Lo mismo puede decirse de la visita que hará Calderón a Cuba y de la foto que indudablemente se tomará con un famélico pero siempre simbólico Fidel Castro.
¿Y eso en qué beneficia a los mexicanos?, preguntan los pragmáticos que esperarían un activismo internacional centrado en la caza de inversiones.
Sucede, sin embargo, que para la gobernabilidad también cuenta el pragmatismo político. Y desde esta mira, tienen valor de legitimidad los calificativos dichos el martes por el hermano de Fidel sobre las relaciones “magníficas” entre su país y México.
Claro que a muchos mexicanos, particularmente a los empresarios y a los mismísimos cuadros panistas doctrinarios, les parecerá una pérdida de tiempo que Calderón se ocupe de atender los largos discursos de Hugo Chávez, incluyendo su reiterada invitación a que visite Venezuela.
Y no les faltarán argumentos serios a quienes cuestionen los viajes del Presidente a cumbres como las realizadas esta semana en Salvador de Bahía, la del Mercosur y la de Desarrollo e Integración para América Latina.
¿Para qué necesita México ir a la próxima cita del G-20 a defender los intereses latinoamericanos en la actual coyuntura financiera internacional? ¿Qué no sería mejor atender los propios únicamente?
Y preguntas sobran: ¿Por qué el Presidente insiste en abanderar una Unión de Naciones Latinoamericanas y del Caribe como parte de los festejos del Bicentenario de la Independencia? ¿Requiere México de más comercio con la región, como una vía para el crecimiento? ¿Qué acaso no es más relevante aumentar los negocios con Norteamérica, la Unión Europea o Asia?
¿Quién puede creer que habrá un milagro en 2010 para que los gobiernos de Hugo Chávez, Evo Morales, Rafael Correa o Cristina Fernández superen sus convicciones antiimperialistas y abran paso a una integración económica latinoamericana en serio?
Y hay otras interrogantes de carácter político que no son de ornato. ¿El hecho de cumplir la promesa de Calderón de actuar con una sola voz en la defensa de Cuba cancelará la defensa de la vigencia de los derechos humanos en la isla? ¿Guardaremos silencio cuando la Organización de los Estados Americanos (OEA) vuelva a preguntar cómo vamos en esa materia?
Sin archivar las dudas en el cajón de la amnesia, lo cierto es que en el proyecto de política interna, de gobernabilidad, el calderonismo necesita garantizar un manejo diplomático frente a los afanes expansionistas, intervencionistas, diríamos, del bloque bolivariano.
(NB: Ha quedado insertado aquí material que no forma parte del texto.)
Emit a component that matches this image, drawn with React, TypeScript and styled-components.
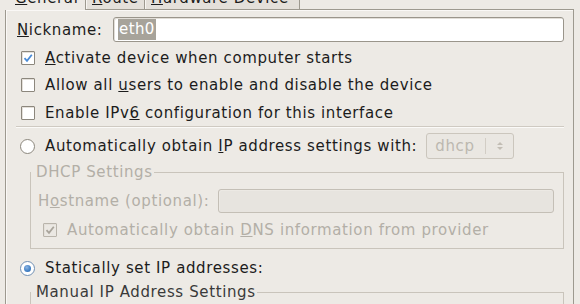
import React from 'react';
import styled, { createGlobalStyle } from 'styled-components';

const GlobalStyle = createGlobalStyle`
  html, body {
    margin: 0;
    padding: 0;
    background: #edeae5;
  }
  body {
    font-family: "DejaVu Sans", "Liberation Sans", sans-serif;
    font-size: 15px;
    letter-spacing: 0.62px;
    color: #1c1c1c;
  }
`;

const Page = styled.div`
  width: 580px;
  height: 304px;
  overflow: hidden;
  background: #edeae5;
`;

const TabBar = styled.div`
  display: flex;
  height: 24px;
  margin-top: -14px;
  padding-left: 5px;
`;

const Tab = styled.div<{ $active?: boolean; $width: number }>`
  box-sizing: border-box;
  width: ${(p) => p.$width}px;
  padding-left: ${(p) => (p.$active ? 10 : 6)}px;
  padding-top: 2px;
  border: 1px solid #9d998f;
  border-bottom: ${(p) => (p.$active ? 'none' : '1px solid #9d998f')};
  border-left: ${(p) => (p.$active ? 'none' : '1px solid #9d998f')};
  background: ${(p) => (p.$active ? '#edeae5' : '#e4e0da')};
  box-shadow: ${(p) => (p.$active ? 'none' : 'inset 1px 1px 0 #f7f5f2')};
  margin-left: ${(p) => (p.$active ? 0 : -1)}px;
  white-space: nowrap;
  overflow: hidden;
  position: relative;
  z-index: ${(p) => (p.$active ? 1 : 0)};
`;

const Panel = styled.div`
  box-sizing: border-box;
  width: 569px;
  height: 300px;
  margin-left: 5px;
  margin-top: -1px;
  border: 1px solid #9d998f;
  border-bottom: none;
  box-shadow: inset 1px 1px 0 #faf8f6;
  padding: 7px 9px 0 10px;
  display: flex;
  flex-direction: column;
`;

const Row = styled.div<{ $h: number; $indent?: number; $top?: number; $bottom?: number }>`
  display: flex;
  align-items: center;
  height: ${(p) => p.$h}px;
  padding-left: ${(p) => p.$indent ?? 0}px;
  margin-top: ${(p) => p.$top ?? 0}px;
  margin-bottom: ${(p) => p.$bottom ?? 0}px;
  flex-shrink: 0;
`;

const Label = styled.span<{ $disabled?: boolean; $w?: number }>`
  color: ${(p) => (p.$disabled ? '#b3afa7' : '#1c1c1c')};
  width: ${(p) => (p.$w ? `${p.$w}px` : 'auto')};
  flex-shrink: 0;
  white-space: nowrap;
`;

const TextInput = styled.div<{ $disabled?: boolean }>`
  box-sizing: border-box;
  flex: 1;
  height: 100%;
  border: 1px solid ${(p) => (p.$disabled ? '#c4bfb6' : '#9a958b')};
  border-radius: 3px;
  background: ${(p) => (p.$disabled ? '#e7e4df' : '#ffffff')};
  box-shadow: inset 1px 1px 0 ${(p) => (p.$disabled ? '#ece9e4' : '#e2ded8')};
  display: flex;
  align-items: center;
  padding-left: 4px;
`;

const Selection = styled.span`
  background: #a7a39a;
  color: #ffffff;
  padding: 1px 1px 2px 1px;
  letter-spacing: 0.4px;
`;

const Box = styled.span<{ $disabled?: boolean }>`
  box-sizing: border-box;
  width: 14px;
  height: 14px;
  border: 1px solid ${(p) => (p.$disabled ? '#b9b4ab' : '#8c877d')};
  border-radius: 1px;
  background: ${(p) => (p.$disabled ? '#ebe8e3' : '#ffffff')};
  box-shadow: inset 1px 1px 0 #e4e0da;
  display: flex;
  align-items: center;
  justify-content: center;
  flex-shrink: 0;
`;

const Radio = styled.span<{ $on?: boolean }>`
  box-sizing: border-box;
  width: 15px;
  height: 15px;
  border-radius: 50%;
  border: 1px solid ${(p) => (p.$on ? '#6f8fb3' : '#8c877d')};
  background: #ffffff;
  display: flex;
  align-items: center;
  justify-content: center;
  flex-shrink: 0;
`;

const Dot = styled.span`
  width: 7px;
  height: 7px;
  border-radius: 50%;
  background: radial-gradient(circle at 40% 35%, #8fb6e4 0%, #3f7fc4 60%, #2e63a3 100%);
`;

const Gap = styled.span<{ $w: number }>`
  width: ${(p) => p.$w}px;
  flex-shrink: 0;
`;

const Separator = styled.div`
  height: 1px;
  background: #cfcac2;
  border-bottom: 1px solid #fbfaf8;
  margin: 0 0 5px 0;
  flex-shrink: 0;
`;

const Combo = styled.div`
  box-sizing: border-box;
  width: 88px;
  height: 26px;
  margin-left: 9px;
  border: 1px solid #cbc6bd;
  border-radius: 3px;
  background: #eae7e2;
  display: flex;
  align-items: center;
  color: #bcb8b0;
`;

const ComboText = styled.span`
  flex: 1;
  padding-left: 8px;
`;

const ComboArrow = styled.span`
  width: 27px;
  height: 16px;
  border-left: 1px solid #d2cdc5;
  display: flex;
  align-items: center;
  justify-content: center;
`;

const Frame = styled.fieldset<{ $top: number }>`
  margin: ${(p) => p.$top}px 0 0 14px;
  padding: 0 9px 0 7px;
  border: 1px solid #c9c4bb;
  border-radius: 0;
  min-width: 0;
  flex-shrink: 0;
  display: flex;
  flex-direction: column;
`;

const Legend = styled.legend<{ $disabled?: boolean }>`
  padding: 0 1px 0 5px;
  margin-left: -7px;
  height: 16px;
  line-height: 16px;
  color: ${(p) => (p.$disabled ? '#b3afa7' : '#3a3a3a')};
`;

const CheckMark: React.FC<{ color: string }> = ({ color }) => (
  <svg width="10" height="10" viewBox="0 0 10 10">
    <path d="M1.5 5.2 L4 7.8 L8.8 1.8" fill="none" stroke={color} strokeWidth="1.8" />
  </svg>
);

const Arrows = () => (
  <svg width="8" height="12" viewBox="0 0 8 12">
    <path d="M1 5 L4 2 L7 5 Z" fill="#c2bdb4" />
    <path d="M1 7 L4 10 L7 7 Z" fill="#c2bdb4" />
  </svg>
);

const App: React.FC = () => {
  return (
    <Page>
      <GlobalStyle />
      <TabBar>
        <Tab $active $width={81}>
          <u>G</u>eneral
        </Tab>
        <Tab $width={60}>
          <u>R</u>oute
        </Tab>
        <Tab $width={156}>
          <u>H</u>ardware Device
        </Tab>
      </TabBar>
      <Panel>
        <Row $h={25} $indent={1}>
          <Label $w={96}>
            <u>N</u>ickname:
          </Label>
          <TextInput>
            <Selection>eth0</Selection>
          </TextInput>
        </Row>
        <Row $h={27} $indent={5} $top={2}>
          <Box>
            <CheckMark color="#4a8bd6" />
          </Box>
          <Gap $w={10} />
          <Label>
            <u>A</u>ctivate device when computer starts
          </Label>
        </Row>
        <Row $h={27} $indent={5}>
          <Box />
          <Gap $w={10} />
          <Label>
            Allow all <u>u</u>sers to enable and disable the device
          </Label>
        </Row>
        <Row $h={27} $indent={5} $top={1}>
          <Box />
          <Gap $w={10} />
          <Label>
            Enable IPv<u>6</u> configuration for this interface
          </Label>
        </Row>
        <Separator />
        <Row $h={26} $indent={4}>
          <Radio />
          <Gap $w={10} />
          <Label>
            Automatically obtain <u>I</u>P address settings with:
          </Label>
          <Combo>
            <ComboText>dhcp</ComboText>
            <ComboArrow>
              <Arrows />
            </ComboArrow>
          </Combo>
        </Row>
        <Frame $top={5}>
          <Legend $disabled>DHCP Settings</Legend>
          <Row $h={24} $top={9}>
            <Label $disabled $w={180}>
              H<u>o</u>stname (optional):
            </Label>
            <TextInput $disabled />
          </Row>
          <Row $h={22} $indent={5} $top={6} $bottom={7}>
            <Box $disabled>
              <CheckMark color="#a9a49b" />
            </Box>
            <Gap $w={10} />
            <Label $disabled>
              Automatically obtain <u>D</u>NS information from provider
            </Label>
          </Row>
        </Frame>
        <Row $h={26} $indent={4} $top={6}>
          <Radio $on>
            <Dot />
          </Radio>
          <Gap $w={10} />
          <Label>Statically set IP addresses:</Label>
        </Row>
        <Frame $top={3}>
          <Legend>Manual IP Address Settings</Legend>
          <Row $h={24} $indent={222} $top={5}>
            <TextInput />
          </Row>
        </Frame>
      </Panel>
    </Page>
  );
};

export default App;
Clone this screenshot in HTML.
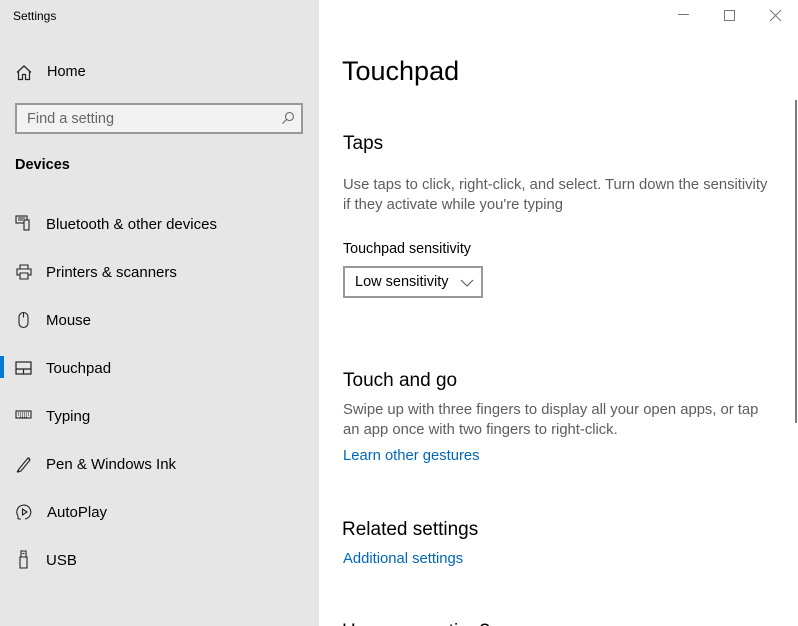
<!DOCTYPE html>
<html><head><meta charset="utf-8"><style>
*{margin:0;padding:0;box-sizing:border-box}
html,body{width:798px;height:626px;overflow:hidden}
body{font-family:"Liberation Sans",sans-serif;background:#fff;position:relative;color:#000}
.side{position:absolute;left:0;top:0;width:319px;height:626px;background:#e6e6e6}
.a{position:absolute;white-space:nowrap}
.nav{position:absolute;left:46px;font-size:15px;color:#000}
.ic{position:absolute;left:15px}
.link{color:#0067b8;font-size:14.8px}
.gray{color:#5d5d5d;font-size:14.8px;line-height:20px}
</style></head><body>
<div class="side">
<div class="a" style="left:13px;top:9px;font-size:12px">Settings</div>
<svg class="ic" style="top:64px" width="18" height="18" viewBox="0 0 18 18" fill="none" stroke="#222" stroke-width="1.2"><path d="M2 8.5 9 2l7 6.5M3.5 7v8.5h4v-5h3v5h4V7"/></svg>
<div class="a" style="left:47px;top:64px;font-size:14.5px">Home</div>
<div class="a" style="left:15px;top:103px;width:288px;height:31px;border:2px solid #999;background:#f2f2f2"></div>
<div class="a" style="left:27px;top:111px;font-size:14.5px;color:#666">Find a setting</div>
<svg class="a" style="left:281px;top:111px" width="14" height="14" viewBox="0 0 14 14" fill="none" stroke="#666" stroke-width="1.1"><circle cx="8.5" cy="5.5" r="4"/><path d="M5.5 8.5 1.5 12.5"/></svg>
<div class="a" style="left:15px;top:157px;font-size:14.5px;font-weight:bold">Devices</div>

<svg class="ic" style="top:215px" width="18" height="16" viewBox="0 0 18 16" fill="none" stroke="#222" stroke-width="1.1"><rect x="1" y="1" width="11" height="7"/><rect x="9" y="5" width="5" height="10" fill="#e6e6e6"/><path d="M3 3h7M3 5h5"/></svg>
<div class="nav" style="top:216px">Bluetooth &amp; other devices</div>
<svg class="ic" style="top:263px" width="18" height="18" viewBox="0 0 18 18" fill="none" stroke="#222" stroke-width="1.1"><path d="M5 6V2h8v4M5 12H2V6h14v6h-3M5 10h8v6H5z"/></svg>
<div class="nav" style="top:264px">Printers &amp; scanners</div>
<svg class="ic" style="top:311px" width="18" height="18" viewBox="0 0 18 18" fill="none" stroke="#222" stroke-width="1.1"><rect x="4" y="1.5" width="9" height="15" rx="4.5"/><path d="M8.5 1.5v5"/></svg>
<div class="nav" style="top:312px">Mouse</div>
<div class="a" style="left:0;top:356px;width:4px;height:22px;background:#0078d7"></div>
<svg class="ic" style="top:359px" width="18" height="18" viewBox="0 0 18 18" fill="none" stroke="#222" stroke-width="1.2"><rect x="1" y="3" width="15" height="12"/><path d="M1 10h15M8.5 10v5"/></svg>
<div class="nav" style="top:360px">Touchpad</div>
<svg class="ic" style="top:409px" width="18" height="12" viewBox="0 0 18 12" fill="none" stroke="#222" stroke-width="1.1"><rect x="1" y="2" width="15" height="7"/><path d="M3 4h11M3 6h11M5 8h7" stroke-dasharray="1 1"/></svg>
<div class="nav" style="top:408px">Typing</div>
<svg class="ic" style="top:455px" width="18" height="18" viewBox="0 0 18 18" fill="none" stroke="#222" stroke-width="1.1"><path d="M4 14 13 3l2 2-9 11-3 1zM12 4l3-1M2 17c1-1 1-2 2-3"/></svg>
<div class="nav" style="top:456px">Pen &amp; Windows Ink</div>
<svg class="ic" style="top:503px" width="18" height="18" viewBox="0 0 18 18" fill="none" stroke="#222" stroke-width="1.1"><path d="M10 16a7 7 0 1 0-7-3M3 13v3M3 16h3M7.5 6v6l4.5-3z"/></svg>
<div class="nav" style="left:47px;top:504px">AutoPlay</div>
<svg class="ic" style="top:550px" width="18" height="19" viewBox="0 0 18 19" fill="none" stroke="#222" stroke-width="1.1"><path d="M5 7h7v11H5zM6 7V1h5v6M7.5 3.5h2"/></svg>
<div class="nav" style="top:552px">USB</div>
</div>

<svg class="a" style="left:678px;top:14px" width="12" height="2"><rect width="11" height="1" fill="#777"/></svg>
<div class="a" style="left:724px;top:10px;width:11px;height:11px;border:1px solid #777"></div>
<svg class="a" style="left:769px;top:9px" width="13" height="13" viewBox="0 0 13 13" stroke="#777" stroke-width="1"><path d="M1 1l11 11M12 1 1 12"/></svg>
<div class="a" style="left:795px;top:100px;width:2px;height:323px;background:#7a7a7a"></div>

<div class="a" style="left:342px;top:56px;font-size:27px">Touchpad</div>
<div class="a" style="left:343px;top:133px;font-size:19px">Taps</div>
<div class="a gray" style="left:343px;top:175px">Use taps to click, right-click, and select. Turn down the sensitivity<br>if they activate while you're typing</div>
<div class="a" style="left:343px;top:241px;font-size:14.3px">Touchpad sensitivity</div>
<div class="a" style="left:343px;top:266px;width:140px;height:32px;border:2px solid #999"></div>
<div class="a" style="left:355px;top:274px;font-size:14.5px">Low sensitivity</div>
<svg class="a" style="left:460px;top:279px" width="14" height="8" viewBox="0 0 14 8" fill="none" stroke="#555" stroke-width="1"><path d="M1 1l6 6 6-6"/></svg>
<div class="a" style="left:343px;top:370px;font-size:19px">Touch and go</div>
<div class="a gray" style="left:343px;top:400px">Swipe up with three fingers to display all your open apps, or tap<br>an app once with two fingers to right-click.</div>
<div class="a link" style="left:343px;top:448px">Learn other gestures</div>
<div class="a" style="left:342px;top:519px;font-size:19px">Related settings</div>
<div class="a link" style="left:343px;top:551px">Additional settings</div>
<div class="a" style="left:342px;top:621px;font-size:19px">Have a question?</div>
</body></html>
Y es indudable que con este recuperado protagonismo en los foros de América Latina, con la conducción del gobierno mexicano del Grupo de Río, particularmente, se le pone un freno a esa posibilidad que, en un descuido, podría haberse traducido en alianzas de estos gobiernos con las diversas manifestaciones radicales de oposición en México.
Si bien por el momento este usufructo de las relaciones internacionales tiene fines de política interna, pronto veremos cómo este reconocimiento del gobierno mexicano entre sus pares de América Latina adquirirá plusvalía en la legitimidad de la relación de México con el próximo habitante de la Casa Blanca.
Y, de nueva cuenta, la construcción de un buen trato con Barack Obama será otro recurso para el manejo de las crisis, aunque esto no se traduzca en soluciones.
Es el uso de la diplomacia para garantizar legitimidad interna, más que resultados en la solución de problemas.
Es una lección del régimen priista que el calderonismo ahora reivindica. Un insumo más para surfear en las aguas de la sobrevivencia y que hacen de este un gobierno marcado por la prueba permanente de su capacidad para manejar las interminables crisis.